(Exercise description) Of all the lines in the data below, how many contain "page"? Report that number alone.

(Dataset content)
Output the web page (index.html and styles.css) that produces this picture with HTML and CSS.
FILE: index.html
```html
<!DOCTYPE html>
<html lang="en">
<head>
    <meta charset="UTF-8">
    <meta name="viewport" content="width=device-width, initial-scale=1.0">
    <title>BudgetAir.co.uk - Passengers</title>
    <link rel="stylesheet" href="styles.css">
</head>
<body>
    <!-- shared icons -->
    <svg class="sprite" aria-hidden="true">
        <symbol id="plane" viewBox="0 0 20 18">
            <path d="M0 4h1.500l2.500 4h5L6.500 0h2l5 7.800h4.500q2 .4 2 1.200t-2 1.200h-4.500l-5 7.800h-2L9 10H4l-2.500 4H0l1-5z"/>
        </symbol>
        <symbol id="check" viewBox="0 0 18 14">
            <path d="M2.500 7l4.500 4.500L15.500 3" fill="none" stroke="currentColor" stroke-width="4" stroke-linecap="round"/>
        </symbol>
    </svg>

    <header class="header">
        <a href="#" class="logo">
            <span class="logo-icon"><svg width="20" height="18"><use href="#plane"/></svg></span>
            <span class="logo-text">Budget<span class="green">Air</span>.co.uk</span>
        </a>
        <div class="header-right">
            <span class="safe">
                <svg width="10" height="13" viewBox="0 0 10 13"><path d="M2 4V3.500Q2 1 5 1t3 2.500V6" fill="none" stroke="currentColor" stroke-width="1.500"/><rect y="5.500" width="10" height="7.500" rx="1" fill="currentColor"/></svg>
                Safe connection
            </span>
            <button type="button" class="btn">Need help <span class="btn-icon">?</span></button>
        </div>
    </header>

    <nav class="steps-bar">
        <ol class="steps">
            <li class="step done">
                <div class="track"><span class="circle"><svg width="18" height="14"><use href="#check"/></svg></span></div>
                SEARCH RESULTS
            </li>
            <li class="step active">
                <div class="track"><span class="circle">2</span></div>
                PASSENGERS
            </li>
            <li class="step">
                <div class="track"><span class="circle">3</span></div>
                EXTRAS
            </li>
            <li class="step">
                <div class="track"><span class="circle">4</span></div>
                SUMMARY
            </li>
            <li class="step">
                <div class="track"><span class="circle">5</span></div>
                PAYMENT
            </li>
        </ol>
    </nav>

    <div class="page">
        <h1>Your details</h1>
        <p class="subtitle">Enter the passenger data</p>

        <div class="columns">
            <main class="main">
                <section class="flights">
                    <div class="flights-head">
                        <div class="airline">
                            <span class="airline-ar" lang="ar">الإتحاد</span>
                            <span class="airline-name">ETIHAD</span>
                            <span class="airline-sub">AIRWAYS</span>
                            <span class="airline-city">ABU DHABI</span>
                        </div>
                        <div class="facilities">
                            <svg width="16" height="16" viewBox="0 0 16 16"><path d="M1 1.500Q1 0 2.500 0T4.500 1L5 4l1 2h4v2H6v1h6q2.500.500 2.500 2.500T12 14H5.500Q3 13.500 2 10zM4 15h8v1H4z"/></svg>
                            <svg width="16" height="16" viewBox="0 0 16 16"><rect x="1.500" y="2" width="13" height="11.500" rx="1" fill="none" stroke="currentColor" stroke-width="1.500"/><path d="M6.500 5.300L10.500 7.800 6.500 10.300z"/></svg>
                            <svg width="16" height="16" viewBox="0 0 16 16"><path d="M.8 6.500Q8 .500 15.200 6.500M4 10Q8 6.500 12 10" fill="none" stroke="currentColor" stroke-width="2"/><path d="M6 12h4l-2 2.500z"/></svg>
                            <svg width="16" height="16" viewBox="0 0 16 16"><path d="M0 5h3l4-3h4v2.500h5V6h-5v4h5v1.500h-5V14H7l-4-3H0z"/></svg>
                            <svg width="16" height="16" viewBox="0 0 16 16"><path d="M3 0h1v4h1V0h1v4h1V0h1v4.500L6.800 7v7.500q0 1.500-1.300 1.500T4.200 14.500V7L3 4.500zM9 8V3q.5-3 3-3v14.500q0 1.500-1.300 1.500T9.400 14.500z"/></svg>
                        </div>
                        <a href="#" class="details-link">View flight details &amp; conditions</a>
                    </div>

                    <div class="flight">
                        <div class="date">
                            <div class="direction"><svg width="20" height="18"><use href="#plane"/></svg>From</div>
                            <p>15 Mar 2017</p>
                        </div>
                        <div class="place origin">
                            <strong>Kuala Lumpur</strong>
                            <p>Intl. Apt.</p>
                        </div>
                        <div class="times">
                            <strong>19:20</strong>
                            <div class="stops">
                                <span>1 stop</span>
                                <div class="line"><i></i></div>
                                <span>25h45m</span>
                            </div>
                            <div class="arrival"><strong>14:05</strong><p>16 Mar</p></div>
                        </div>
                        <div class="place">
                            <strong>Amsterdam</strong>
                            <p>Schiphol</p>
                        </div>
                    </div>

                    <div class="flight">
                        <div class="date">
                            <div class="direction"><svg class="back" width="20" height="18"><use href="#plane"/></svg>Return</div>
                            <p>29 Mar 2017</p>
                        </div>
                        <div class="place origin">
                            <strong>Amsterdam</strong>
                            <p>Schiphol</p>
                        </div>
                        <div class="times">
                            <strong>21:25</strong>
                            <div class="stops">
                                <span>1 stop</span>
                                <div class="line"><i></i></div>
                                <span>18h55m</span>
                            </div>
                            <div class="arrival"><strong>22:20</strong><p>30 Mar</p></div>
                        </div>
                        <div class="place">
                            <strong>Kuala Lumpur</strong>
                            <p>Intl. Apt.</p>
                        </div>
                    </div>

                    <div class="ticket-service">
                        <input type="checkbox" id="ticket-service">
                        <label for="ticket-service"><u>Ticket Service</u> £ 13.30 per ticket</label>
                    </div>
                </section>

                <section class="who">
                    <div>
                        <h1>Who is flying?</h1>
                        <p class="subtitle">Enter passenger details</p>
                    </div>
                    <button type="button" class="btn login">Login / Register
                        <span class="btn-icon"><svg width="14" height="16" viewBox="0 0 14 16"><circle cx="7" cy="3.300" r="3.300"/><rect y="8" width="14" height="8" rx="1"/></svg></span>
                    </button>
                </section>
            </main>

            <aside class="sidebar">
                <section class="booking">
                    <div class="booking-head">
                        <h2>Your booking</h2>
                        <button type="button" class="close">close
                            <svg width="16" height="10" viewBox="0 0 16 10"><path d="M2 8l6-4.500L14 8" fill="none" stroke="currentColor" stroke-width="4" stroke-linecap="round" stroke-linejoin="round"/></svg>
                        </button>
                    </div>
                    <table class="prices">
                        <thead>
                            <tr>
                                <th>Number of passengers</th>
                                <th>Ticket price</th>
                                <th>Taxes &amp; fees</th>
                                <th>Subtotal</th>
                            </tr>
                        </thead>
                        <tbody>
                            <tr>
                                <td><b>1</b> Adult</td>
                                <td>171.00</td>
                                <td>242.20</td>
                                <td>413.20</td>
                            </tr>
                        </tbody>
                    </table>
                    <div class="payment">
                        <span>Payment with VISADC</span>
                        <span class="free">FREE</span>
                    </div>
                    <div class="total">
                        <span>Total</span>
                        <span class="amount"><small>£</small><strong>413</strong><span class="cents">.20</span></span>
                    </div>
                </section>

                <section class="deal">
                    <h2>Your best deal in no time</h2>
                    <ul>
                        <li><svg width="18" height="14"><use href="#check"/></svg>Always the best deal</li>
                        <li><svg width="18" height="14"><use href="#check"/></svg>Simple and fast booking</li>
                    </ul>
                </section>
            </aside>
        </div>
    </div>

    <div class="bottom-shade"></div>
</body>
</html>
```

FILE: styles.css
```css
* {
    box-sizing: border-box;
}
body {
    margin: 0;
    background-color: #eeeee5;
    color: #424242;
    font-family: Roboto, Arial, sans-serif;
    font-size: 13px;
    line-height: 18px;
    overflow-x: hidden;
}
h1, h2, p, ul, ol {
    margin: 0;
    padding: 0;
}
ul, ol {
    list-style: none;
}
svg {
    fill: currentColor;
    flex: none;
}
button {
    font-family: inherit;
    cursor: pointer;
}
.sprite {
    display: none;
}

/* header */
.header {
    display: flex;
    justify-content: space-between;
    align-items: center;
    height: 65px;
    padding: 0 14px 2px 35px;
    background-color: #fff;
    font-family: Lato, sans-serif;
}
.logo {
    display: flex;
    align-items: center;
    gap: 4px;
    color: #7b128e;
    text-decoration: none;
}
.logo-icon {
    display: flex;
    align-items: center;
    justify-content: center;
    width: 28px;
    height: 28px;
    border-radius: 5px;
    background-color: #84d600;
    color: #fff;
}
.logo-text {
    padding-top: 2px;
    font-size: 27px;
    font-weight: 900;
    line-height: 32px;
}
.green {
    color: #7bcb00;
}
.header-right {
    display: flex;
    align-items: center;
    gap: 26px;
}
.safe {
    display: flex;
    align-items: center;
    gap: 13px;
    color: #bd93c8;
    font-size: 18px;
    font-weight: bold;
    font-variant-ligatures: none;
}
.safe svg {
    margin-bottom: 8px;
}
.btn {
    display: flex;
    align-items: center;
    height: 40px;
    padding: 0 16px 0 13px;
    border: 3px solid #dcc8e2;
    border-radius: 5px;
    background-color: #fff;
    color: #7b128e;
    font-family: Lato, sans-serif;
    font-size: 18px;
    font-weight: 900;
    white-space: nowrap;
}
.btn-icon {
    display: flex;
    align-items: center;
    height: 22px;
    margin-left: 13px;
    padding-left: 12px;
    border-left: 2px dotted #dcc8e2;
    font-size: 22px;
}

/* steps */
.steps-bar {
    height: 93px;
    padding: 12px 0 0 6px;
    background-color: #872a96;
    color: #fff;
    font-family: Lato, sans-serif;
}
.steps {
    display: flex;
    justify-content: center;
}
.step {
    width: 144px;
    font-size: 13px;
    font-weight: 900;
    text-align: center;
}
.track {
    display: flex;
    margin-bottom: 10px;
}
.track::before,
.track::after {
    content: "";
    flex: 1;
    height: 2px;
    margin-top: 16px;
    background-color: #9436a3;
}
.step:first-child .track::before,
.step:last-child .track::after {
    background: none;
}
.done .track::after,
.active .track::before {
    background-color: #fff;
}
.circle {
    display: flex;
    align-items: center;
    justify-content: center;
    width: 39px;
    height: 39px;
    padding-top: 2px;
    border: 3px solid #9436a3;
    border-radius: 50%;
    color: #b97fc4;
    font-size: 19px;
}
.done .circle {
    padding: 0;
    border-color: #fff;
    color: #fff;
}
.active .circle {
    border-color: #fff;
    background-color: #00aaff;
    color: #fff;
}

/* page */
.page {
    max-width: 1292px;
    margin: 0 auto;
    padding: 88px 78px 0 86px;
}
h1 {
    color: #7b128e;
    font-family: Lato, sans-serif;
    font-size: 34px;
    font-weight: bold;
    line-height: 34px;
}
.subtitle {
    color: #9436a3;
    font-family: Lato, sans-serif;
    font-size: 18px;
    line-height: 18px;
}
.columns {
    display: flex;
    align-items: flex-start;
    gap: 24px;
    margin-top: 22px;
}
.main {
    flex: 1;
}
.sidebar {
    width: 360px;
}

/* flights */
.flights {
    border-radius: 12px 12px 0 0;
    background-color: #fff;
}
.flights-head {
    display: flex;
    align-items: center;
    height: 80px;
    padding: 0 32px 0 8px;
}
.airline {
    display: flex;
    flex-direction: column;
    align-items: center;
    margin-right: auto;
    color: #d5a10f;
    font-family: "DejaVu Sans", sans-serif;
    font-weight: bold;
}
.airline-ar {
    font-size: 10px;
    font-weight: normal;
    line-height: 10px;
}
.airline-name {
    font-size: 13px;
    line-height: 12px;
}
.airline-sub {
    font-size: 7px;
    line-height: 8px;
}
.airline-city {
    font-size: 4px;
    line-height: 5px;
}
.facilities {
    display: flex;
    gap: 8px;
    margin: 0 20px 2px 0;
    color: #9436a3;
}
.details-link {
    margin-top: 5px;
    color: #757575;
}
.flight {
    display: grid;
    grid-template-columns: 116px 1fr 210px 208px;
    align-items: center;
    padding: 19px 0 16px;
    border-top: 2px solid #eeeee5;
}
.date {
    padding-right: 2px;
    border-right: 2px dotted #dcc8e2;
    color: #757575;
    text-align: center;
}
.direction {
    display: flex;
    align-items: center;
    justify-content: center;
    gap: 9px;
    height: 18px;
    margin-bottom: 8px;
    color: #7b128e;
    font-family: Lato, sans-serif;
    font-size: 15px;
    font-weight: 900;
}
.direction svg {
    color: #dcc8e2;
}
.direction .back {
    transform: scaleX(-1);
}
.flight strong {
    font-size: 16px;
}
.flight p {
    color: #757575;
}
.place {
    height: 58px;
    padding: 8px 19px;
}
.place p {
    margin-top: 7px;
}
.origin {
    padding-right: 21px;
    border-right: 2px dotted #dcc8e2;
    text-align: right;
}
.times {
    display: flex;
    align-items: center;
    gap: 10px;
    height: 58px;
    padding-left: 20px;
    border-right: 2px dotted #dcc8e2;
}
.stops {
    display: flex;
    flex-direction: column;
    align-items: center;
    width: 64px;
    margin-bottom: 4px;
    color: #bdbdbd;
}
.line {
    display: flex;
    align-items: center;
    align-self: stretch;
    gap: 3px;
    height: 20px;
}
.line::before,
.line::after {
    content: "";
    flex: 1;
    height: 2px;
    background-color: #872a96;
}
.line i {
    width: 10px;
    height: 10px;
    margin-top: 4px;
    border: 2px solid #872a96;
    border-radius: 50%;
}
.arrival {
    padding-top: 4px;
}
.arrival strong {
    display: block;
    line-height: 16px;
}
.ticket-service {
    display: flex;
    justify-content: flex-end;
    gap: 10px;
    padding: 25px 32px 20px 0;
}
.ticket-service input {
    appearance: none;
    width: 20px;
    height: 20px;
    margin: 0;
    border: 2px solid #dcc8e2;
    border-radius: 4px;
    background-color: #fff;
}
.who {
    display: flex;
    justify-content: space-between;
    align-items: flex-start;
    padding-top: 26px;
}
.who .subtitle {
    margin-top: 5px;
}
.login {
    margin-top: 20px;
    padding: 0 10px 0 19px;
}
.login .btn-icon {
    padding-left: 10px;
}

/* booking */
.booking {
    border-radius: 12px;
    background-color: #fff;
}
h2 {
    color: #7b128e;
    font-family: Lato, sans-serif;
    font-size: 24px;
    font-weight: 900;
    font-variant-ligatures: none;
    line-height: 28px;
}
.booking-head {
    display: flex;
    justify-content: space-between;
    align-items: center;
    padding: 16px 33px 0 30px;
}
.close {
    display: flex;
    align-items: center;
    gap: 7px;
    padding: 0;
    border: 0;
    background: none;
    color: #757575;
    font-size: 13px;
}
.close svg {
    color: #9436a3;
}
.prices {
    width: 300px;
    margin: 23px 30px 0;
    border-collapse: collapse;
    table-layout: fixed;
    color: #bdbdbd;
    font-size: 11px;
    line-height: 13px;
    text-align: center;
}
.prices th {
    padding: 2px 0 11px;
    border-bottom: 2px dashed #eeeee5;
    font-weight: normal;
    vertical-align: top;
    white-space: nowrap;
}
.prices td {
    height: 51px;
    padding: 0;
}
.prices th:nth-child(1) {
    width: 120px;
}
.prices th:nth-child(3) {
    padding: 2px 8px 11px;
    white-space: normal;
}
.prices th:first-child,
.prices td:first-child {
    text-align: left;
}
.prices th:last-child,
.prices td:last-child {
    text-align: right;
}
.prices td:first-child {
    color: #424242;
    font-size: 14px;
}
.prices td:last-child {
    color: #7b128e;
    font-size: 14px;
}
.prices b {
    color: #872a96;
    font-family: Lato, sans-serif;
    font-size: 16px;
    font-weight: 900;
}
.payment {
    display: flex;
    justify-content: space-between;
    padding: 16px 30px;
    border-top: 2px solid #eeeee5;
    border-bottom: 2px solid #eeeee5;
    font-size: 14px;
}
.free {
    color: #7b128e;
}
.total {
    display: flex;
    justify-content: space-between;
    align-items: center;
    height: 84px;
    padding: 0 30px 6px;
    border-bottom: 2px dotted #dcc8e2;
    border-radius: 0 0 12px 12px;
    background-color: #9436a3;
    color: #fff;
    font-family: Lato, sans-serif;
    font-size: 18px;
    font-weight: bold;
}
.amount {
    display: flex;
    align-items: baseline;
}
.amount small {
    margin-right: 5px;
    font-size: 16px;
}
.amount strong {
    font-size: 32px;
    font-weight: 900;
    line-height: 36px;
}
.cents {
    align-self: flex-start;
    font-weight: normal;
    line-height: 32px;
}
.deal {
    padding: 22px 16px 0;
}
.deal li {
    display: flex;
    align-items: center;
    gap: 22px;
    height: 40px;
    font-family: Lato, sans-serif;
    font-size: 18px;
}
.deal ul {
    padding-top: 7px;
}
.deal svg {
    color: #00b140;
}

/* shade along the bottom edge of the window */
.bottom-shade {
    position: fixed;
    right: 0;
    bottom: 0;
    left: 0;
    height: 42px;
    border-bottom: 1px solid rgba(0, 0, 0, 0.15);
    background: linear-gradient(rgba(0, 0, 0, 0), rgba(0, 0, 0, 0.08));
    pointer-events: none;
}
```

(Result) 4